Interface markup and scripts:
----
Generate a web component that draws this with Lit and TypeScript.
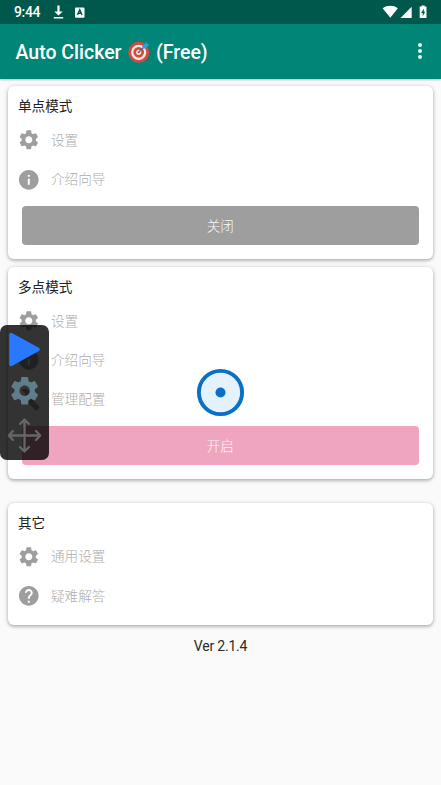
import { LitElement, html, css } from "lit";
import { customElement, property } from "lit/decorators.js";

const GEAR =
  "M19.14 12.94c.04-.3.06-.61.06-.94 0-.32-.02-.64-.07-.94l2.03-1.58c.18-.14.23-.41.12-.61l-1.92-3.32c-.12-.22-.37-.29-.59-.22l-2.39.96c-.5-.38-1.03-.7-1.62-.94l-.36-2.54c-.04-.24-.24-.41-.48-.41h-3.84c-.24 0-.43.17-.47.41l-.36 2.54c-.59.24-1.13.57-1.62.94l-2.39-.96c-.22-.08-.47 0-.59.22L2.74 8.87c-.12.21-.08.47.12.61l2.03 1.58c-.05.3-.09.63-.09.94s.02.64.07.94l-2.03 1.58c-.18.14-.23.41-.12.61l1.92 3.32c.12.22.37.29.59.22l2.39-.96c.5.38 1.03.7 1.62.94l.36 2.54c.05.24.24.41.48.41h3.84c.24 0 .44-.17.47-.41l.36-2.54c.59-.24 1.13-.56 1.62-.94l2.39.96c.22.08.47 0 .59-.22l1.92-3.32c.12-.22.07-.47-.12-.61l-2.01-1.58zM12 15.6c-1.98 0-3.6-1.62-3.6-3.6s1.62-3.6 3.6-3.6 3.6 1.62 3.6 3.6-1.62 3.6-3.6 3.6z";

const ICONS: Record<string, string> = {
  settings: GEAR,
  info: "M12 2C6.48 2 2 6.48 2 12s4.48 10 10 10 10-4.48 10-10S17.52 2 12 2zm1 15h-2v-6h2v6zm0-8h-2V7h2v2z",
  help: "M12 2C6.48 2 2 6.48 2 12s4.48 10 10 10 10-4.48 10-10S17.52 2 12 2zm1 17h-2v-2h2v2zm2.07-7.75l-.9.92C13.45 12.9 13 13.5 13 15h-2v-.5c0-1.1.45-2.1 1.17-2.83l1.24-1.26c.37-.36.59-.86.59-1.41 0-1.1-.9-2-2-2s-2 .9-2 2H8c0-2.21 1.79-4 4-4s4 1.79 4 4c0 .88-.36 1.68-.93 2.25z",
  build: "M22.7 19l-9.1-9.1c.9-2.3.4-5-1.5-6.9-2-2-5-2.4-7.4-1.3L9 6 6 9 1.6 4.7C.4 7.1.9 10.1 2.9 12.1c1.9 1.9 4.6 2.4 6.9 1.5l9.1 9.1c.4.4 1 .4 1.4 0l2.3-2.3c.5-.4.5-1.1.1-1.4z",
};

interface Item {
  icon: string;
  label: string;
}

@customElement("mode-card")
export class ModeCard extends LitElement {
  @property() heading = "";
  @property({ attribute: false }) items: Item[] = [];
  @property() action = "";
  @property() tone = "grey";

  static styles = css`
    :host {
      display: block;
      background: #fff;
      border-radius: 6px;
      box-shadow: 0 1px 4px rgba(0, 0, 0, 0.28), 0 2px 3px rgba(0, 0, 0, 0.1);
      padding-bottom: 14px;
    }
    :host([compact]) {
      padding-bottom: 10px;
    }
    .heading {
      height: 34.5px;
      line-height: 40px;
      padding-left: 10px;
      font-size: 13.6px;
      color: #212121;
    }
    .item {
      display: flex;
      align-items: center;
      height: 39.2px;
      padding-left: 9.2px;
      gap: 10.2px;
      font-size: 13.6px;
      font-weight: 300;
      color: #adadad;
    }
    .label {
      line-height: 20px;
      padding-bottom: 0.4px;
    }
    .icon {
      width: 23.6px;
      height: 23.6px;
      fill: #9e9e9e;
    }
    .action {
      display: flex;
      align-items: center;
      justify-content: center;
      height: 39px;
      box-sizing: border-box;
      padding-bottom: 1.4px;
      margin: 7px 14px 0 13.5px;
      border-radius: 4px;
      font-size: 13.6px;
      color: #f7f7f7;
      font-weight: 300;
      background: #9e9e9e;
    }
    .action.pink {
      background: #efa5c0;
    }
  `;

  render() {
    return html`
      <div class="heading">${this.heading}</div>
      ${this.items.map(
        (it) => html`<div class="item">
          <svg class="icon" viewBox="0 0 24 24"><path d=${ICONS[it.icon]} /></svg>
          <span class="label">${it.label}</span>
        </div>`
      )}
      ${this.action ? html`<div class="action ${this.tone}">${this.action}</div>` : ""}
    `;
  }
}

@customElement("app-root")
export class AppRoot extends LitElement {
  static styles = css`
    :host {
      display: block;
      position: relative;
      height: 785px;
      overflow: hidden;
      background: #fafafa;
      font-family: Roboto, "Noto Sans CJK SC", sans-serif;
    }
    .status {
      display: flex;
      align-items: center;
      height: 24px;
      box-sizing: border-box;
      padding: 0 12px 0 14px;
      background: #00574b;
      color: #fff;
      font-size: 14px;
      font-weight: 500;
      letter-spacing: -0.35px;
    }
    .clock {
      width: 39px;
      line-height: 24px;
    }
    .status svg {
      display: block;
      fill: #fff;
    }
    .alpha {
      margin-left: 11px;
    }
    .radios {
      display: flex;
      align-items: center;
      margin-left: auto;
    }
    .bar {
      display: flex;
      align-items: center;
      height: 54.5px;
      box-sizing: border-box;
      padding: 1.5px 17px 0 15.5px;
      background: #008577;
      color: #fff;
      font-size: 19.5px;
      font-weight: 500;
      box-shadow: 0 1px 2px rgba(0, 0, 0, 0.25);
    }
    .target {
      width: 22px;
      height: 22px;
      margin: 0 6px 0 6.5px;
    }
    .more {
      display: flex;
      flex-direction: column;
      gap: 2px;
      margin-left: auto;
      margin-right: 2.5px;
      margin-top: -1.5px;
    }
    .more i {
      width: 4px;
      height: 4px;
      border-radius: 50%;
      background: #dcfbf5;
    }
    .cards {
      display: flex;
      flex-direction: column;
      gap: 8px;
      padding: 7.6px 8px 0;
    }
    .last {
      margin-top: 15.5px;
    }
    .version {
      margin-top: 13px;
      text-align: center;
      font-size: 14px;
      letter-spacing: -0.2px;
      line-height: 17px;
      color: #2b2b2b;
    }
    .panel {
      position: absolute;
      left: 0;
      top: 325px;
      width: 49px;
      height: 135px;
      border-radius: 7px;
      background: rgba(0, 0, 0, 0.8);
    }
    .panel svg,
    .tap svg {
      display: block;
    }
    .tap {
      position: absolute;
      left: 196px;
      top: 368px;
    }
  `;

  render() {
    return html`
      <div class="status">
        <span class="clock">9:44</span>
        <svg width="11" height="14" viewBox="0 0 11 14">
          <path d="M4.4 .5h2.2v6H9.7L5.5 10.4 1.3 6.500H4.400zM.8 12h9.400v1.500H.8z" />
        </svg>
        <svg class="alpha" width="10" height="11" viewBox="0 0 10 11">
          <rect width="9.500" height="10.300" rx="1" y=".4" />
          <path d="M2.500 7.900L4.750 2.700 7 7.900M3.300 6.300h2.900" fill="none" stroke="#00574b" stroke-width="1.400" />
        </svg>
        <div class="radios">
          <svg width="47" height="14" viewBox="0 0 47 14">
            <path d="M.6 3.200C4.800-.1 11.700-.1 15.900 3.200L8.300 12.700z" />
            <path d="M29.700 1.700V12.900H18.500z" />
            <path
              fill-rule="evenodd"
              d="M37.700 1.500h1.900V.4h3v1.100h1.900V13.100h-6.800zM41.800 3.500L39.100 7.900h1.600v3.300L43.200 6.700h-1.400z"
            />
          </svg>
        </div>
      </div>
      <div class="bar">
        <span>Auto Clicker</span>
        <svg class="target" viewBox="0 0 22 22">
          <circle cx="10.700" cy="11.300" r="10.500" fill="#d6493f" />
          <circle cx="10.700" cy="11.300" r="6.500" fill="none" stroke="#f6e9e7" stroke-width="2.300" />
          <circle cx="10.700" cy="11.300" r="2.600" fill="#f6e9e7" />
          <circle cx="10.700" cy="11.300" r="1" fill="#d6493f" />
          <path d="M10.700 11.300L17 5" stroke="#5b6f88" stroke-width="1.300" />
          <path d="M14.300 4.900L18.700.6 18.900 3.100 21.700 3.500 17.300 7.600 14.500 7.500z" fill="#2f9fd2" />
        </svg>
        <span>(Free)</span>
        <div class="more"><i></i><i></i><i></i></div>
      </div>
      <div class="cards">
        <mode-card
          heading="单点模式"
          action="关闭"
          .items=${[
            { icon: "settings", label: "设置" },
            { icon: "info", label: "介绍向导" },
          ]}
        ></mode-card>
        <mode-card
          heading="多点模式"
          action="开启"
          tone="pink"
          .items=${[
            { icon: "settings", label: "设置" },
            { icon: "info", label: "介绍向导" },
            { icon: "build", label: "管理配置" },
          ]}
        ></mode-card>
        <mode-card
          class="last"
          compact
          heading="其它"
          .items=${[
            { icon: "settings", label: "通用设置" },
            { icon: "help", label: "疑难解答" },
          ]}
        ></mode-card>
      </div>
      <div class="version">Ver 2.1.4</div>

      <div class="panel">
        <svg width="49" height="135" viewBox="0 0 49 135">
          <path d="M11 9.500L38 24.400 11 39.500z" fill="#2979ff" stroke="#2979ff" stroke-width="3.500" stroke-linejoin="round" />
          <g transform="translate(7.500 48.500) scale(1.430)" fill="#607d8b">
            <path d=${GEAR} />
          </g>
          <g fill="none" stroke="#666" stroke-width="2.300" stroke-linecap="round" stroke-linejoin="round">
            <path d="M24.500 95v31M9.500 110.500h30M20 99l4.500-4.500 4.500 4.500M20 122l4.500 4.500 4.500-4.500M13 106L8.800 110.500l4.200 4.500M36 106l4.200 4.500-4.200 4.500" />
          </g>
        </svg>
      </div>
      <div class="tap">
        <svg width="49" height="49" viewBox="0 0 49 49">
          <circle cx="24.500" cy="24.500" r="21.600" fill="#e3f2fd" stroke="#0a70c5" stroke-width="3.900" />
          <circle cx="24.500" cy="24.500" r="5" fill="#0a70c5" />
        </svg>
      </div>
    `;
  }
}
----
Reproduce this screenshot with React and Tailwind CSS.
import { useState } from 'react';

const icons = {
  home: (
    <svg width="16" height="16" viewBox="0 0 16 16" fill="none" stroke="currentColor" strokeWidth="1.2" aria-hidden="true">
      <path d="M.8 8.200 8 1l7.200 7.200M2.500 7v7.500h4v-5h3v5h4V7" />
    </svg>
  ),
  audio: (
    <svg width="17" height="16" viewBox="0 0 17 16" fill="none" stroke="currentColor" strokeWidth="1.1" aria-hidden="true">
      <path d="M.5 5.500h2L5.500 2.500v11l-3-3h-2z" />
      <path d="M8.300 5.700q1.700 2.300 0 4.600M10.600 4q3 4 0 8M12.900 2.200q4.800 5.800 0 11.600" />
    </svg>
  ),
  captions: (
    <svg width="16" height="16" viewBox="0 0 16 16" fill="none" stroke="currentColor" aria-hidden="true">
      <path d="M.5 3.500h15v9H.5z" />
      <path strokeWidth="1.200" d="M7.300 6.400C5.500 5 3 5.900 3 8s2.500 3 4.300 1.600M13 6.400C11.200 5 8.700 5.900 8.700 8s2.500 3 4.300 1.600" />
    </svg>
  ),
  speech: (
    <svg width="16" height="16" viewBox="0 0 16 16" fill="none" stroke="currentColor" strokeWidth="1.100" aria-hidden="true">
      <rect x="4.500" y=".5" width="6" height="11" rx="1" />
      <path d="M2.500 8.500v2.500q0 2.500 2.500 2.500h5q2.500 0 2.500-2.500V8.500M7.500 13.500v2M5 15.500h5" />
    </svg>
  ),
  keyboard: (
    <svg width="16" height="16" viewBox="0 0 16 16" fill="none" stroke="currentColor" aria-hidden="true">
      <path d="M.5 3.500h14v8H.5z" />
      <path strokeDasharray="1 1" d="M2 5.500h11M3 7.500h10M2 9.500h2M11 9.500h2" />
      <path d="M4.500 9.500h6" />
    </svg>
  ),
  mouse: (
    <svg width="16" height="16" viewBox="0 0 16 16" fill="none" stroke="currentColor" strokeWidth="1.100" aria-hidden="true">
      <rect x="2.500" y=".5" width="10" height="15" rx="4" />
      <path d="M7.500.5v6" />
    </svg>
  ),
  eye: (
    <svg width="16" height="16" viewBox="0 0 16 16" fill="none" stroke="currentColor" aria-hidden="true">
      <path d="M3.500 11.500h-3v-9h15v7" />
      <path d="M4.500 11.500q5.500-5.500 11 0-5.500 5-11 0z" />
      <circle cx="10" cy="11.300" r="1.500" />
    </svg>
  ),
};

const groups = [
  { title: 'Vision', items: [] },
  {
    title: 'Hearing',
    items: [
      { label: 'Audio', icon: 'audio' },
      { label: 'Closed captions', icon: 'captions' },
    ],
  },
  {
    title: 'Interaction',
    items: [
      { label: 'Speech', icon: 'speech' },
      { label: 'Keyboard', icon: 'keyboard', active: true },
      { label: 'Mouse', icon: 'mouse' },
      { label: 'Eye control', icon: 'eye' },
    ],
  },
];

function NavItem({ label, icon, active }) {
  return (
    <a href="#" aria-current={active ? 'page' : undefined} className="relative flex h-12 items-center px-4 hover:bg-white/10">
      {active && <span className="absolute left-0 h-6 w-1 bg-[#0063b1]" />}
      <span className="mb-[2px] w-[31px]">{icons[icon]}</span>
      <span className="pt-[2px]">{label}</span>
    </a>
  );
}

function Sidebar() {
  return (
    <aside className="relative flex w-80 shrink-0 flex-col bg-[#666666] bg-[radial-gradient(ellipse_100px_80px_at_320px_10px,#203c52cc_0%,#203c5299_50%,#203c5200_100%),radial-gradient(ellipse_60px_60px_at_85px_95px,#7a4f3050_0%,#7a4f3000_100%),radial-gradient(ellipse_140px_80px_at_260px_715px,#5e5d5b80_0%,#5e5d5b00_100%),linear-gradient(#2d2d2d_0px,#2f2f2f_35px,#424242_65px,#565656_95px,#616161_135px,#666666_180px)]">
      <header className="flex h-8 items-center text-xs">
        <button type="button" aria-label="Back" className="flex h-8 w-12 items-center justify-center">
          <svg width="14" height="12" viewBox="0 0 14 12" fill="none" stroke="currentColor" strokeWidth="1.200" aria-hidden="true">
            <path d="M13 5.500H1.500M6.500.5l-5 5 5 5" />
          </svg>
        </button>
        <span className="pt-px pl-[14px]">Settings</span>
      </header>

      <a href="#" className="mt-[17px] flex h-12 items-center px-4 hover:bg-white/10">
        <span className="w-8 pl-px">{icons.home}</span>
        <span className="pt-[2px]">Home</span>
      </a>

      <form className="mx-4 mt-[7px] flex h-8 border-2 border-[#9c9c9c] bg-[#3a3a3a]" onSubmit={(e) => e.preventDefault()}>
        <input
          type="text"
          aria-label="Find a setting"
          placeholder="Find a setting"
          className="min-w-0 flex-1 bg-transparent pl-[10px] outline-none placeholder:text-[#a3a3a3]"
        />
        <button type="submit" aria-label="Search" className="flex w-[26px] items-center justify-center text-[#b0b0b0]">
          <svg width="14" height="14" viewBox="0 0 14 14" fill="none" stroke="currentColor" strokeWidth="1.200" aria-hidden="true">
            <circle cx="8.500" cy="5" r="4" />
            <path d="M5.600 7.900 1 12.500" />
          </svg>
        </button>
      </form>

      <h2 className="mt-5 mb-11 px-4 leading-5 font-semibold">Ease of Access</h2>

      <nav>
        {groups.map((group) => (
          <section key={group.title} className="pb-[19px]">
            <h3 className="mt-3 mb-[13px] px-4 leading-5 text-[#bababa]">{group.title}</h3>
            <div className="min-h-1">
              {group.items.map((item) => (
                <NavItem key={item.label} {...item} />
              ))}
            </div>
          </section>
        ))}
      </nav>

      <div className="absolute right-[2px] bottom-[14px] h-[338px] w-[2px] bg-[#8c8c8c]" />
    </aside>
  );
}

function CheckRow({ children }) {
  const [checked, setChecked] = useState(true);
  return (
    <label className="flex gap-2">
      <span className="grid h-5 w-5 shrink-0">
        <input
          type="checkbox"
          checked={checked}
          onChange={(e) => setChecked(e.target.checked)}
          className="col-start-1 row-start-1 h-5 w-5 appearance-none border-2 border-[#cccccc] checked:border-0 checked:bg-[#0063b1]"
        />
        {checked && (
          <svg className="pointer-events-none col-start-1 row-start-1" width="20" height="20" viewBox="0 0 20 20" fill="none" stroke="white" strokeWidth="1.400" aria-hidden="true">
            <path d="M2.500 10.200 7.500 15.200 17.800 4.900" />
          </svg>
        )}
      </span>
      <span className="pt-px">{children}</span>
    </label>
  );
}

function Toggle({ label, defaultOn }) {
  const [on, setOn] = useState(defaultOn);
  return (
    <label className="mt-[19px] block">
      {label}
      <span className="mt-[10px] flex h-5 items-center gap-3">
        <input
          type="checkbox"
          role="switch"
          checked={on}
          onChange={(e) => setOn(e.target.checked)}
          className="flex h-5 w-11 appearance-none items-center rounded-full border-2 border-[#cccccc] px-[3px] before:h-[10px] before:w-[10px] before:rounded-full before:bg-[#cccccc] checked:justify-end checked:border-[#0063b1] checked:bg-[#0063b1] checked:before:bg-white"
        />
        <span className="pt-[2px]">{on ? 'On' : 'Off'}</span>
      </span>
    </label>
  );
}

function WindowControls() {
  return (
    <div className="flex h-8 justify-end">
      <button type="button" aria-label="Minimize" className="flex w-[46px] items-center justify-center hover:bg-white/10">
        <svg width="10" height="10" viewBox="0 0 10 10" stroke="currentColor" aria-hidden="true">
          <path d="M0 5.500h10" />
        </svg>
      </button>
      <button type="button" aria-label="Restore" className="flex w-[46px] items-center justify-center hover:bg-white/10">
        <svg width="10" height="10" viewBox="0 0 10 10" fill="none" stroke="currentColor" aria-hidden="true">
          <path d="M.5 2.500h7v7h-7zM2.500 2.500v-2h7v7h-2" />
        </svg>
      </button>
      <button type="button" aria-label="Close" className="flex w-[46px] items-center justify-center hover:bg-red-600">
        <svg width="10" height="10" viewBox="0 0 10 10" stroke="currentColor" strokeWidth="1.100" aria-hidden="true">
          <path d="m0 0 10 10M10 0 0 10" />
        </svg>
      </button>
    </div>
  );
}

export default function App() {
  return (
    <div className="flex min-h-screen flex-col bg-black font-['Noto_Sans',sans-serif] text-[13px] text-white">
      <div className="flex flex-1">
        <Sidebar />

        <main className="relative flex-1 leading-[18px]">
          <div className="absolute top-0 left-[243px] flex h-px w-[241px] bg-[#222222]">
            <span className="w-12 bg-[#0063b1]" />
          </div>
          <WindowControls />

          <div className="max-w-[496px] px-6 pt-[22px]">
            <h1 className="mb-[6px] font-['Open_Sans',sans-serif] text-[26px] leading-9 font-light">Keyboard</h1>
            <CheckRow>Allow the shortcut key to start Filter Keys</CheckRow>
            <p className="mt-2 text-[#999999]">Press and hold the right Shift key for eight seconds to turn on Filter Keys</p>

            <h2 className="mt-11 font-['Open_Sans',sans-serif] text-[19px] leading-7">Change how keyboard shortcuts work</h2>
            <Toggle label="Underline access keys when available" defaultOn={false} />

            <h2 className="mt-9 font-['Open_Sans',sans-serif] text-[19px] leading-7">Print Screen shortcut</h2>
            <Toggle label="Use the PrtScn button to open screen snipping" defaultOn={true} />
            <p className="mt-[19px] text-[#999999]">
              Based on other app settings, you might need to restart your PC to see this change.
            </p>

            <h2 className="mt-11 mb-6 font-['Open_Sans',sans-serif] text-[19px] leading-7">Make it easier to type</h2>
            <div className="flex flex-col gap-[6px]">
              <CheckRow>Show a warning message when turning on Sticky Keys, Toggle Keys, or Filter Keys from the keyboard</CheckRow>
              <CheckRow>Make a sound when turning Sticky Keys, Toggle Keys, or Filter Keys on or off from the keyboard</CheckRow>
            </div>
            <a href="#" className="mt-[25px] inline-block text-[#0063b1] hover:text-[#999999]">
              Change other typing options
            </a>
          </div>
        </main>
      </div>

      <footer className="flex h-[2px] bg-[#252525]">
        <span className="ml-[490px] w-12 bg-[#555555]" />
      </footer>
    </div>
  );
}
----
◆ **SET PROBLEM**
Set down exactly the lines above, from the line containing "Generate a web" through the line containing "3.32c.12.22.37.29.59.22l2.39-.96c.5.38 1.03.7 1.62.94l.36". Skip the pictures.

◆ **COMPLETE ANSWER**
Generate a web component that draws this with Lit and TypeScript.
import { LitElement, html, css } from "lit";
import { customElement, property } from "lit/decorators.js";

const GEAR =
  "M19.14 12.94c.04-.3.06-.61.06-.94 0-.32-.02-.64-.07-.94l2.03-1.58c.18-.14.23-.41.12-.61l-1.92-3.32c-.12-.22-.37-.29-.59-.22l-2.39.96c-.5-.38-1.03-.7-1.62-.94l-.36-2.54c-.04-.24-.24-.41-.48-.41h-3.84c-.24 0-.43.17-.47.41l-.36 2.54c-.59.24-1.13.57-1.62.94l-2.39-.96c-.22-.08-.47 0-.59.22L2.74 8.87c-.12.21-.08.47.12.61l2.03 1.58c-.05.3-.09.63-.09.94s.02.64.07.94l-2.03 1.58c-.18.14-.23.41-.12.61l1.92 3.32c.12.22.37.29.59.22l2.39-.96c.5.38 1.03.7 1.62.94l.36 2.54c.05.24.24.41.48.41h3.84c.24 0 .44-.17.47-.41l.36-2.54c.59-.24 1.13-.56 1.62-.94l2.39.96c.22.08.47 0 .59-.22l1.92-3.32c.12-.22.07-.47-.12-.61l-2.01-1.58zM12 15.6c-1.98 0-3.6-1.62-3.6-3.6s1.62-3.6 3.6-3.6 3.6 1.62 3.6 3.6-1.62 3.6-3.6 3.6z";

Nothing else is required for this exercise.